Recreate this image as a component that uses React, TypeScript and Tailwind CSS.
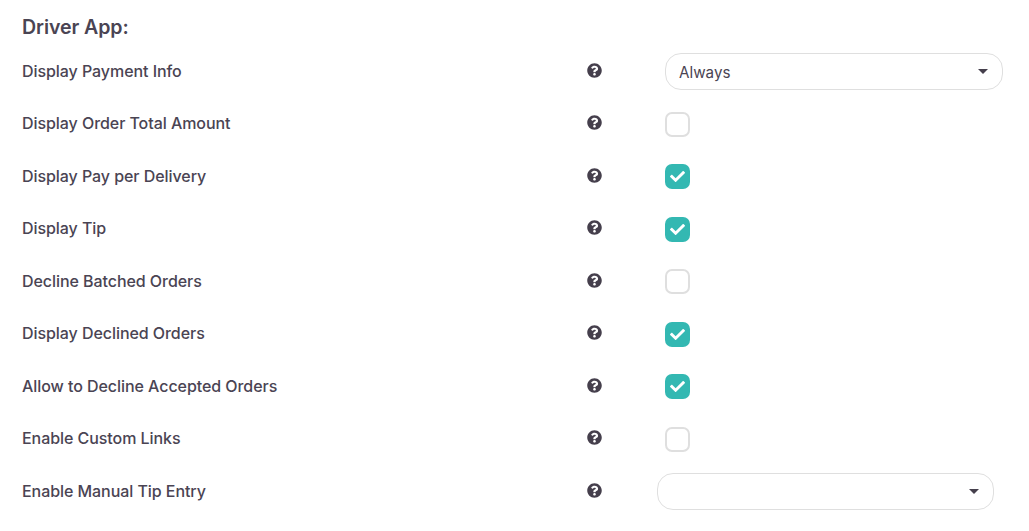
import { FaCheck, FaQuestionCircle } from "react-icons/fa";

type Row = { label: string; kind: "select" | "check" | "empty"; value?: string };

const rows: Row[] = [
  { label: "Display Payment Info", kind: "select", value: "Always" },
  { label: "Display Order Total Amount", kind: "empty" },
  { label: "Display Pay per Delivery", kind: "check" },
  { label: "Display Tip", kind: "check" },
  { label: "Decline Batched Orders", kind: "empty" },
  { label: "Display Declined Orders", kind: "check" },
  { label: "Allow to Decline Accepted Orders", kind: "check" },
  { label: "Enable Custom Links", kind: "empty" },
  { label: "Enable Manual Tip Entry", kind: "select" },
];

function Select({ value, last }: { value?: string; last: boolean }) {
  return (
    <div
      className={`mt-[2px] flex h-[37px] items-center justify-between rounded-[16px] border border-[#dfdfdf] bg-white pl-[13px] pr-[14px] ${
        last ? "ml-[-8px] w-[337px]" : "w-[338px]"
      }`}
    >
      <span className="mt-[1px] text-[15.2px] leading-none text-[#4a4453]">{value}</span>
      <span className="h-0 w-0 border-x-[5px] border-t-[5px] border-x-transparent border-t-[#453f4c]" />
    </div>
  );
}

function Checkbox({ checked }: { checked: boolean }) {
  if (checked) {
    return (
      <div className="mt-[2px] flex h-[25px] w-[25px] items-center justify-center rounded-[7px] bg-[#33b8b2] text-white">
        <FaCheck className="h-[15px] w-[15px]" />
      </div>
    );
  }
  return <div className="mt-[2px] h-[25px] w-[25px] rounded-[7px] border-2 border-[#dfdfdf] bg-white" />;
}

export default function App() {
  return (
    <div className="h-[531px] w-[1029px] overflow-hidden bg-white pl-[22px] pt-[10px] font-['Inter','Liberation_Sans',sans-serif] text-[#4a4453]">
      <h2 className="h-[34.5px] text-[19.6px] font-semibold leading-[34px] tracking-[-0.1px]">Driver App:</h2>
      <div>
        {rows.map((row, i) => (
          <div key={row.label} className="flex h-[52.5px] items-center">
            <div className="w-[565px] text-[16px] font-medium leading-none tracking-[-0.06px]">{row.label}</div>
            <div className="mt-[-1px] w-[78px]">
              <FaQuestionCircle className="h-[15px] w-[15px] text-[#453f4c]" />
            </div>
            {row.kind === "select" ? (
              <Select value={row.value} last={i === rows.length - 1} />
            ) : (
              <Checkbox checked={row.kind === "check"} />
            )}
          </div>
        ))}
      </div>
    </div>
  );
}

*Directions for this task*
Transcribe the whole listing exactly. Pictures are excluded.

*The response*
Recreate this image as a component that uses React, TypeScript and Tailwind CSS.
import { FaCheck, FaQuestionCircle } from "react-icons/fa";

type Row = { label: string; kind: "select" | "check" | "empty"; value?: string };

const rows: Row[] = [
  { label: "Display Payment Info", kind: "select", value: "Always" },
  { label: "Display Order Total Amount", kind: "empty" },
  { label: "Display Pay per Delivery", kind: "check" },
  { label: "Display Tip", kind: "check" },
  { label: "Decline Batched Orders", kind: "empty" },
  { label: "Display Declined Orders", kind: "check" },
  { label: "Allow to Decline Accepted Orders", kind: "check" },
  { label: "Enable Custom Links", kind: "empty" },
  { label: "Enable Manual Tip Entry", kind: "select" },
];

function Select({ value, last }: { value?: string; last: boolean }) {
  return (
    <div
      className={`mt-[2px] flex h-[37px] items-center justify-between rounded-[16px] border border-[#dfdfdf] bg-white pl-[13px] pr-[14px] ${
        last ? "ml-[-8px] w-[337px]" : "w-[338px]"
      }`}
    >
      <span className="mt-[1px] text-[15.2px] leading-none text-[#4a4453]">{value}</span>
      <span className="h-0 w-0 border-x-[5px] border-t-[5px] border-x-transparent border-t-[#453f4c]" />
    </div>
  );
}

function Checkbox({ checked }: { checked: boolean }) {
  if (checked) {
    return (
      <div className="mt-[2px] flex h-[25px] w-[25px] items-center justify-center rounded-[7px] bg-[#33b8b2] text-white">
        <FaCheck className="h-[15px] w-[15px]" />
      </div>
    );
  }
  return <div className="mt-[2px] h-[25px] w-[25px] rounded-[7px] border-2 border-[#dfdfdf] bg-white" />;
}

export default function App() {
  return (
    <div className="h-[531px] w-[1029px] overflow-hidden bg-white pl-[22px] pt-[10px] font-['Inter','Liberation_Sans',sans-serif] text-[#4a4453]">
      <h2 className="h-[34.5px] text-[19.6px] font-semibold leading-[34px] tracking-[-0.1px]">Driver App:</h2>
      <div>
        {rows.map((row, i) => (
          <div key={row.label} className="flex h-[52.5px] items-center">
            <div className="w-[565px] text-[16px] font-medium leading-none tracking-[-0.06px]">{row.label}</div>
            <div className="mt-[-1px] w-[78px]">
              <FaQuestionCircle className="h-[15px] w-[15px] text-[#453f4c]" />
            </div>
            {row.kind === "select" ? (
              <Select value={row.value} last={i === rows.length - 1} />
            ) : (
              <Checkbox checked={row.kind === "check"} />
            )}
          </div>
        ))}
      </div>
    </div>
  );
}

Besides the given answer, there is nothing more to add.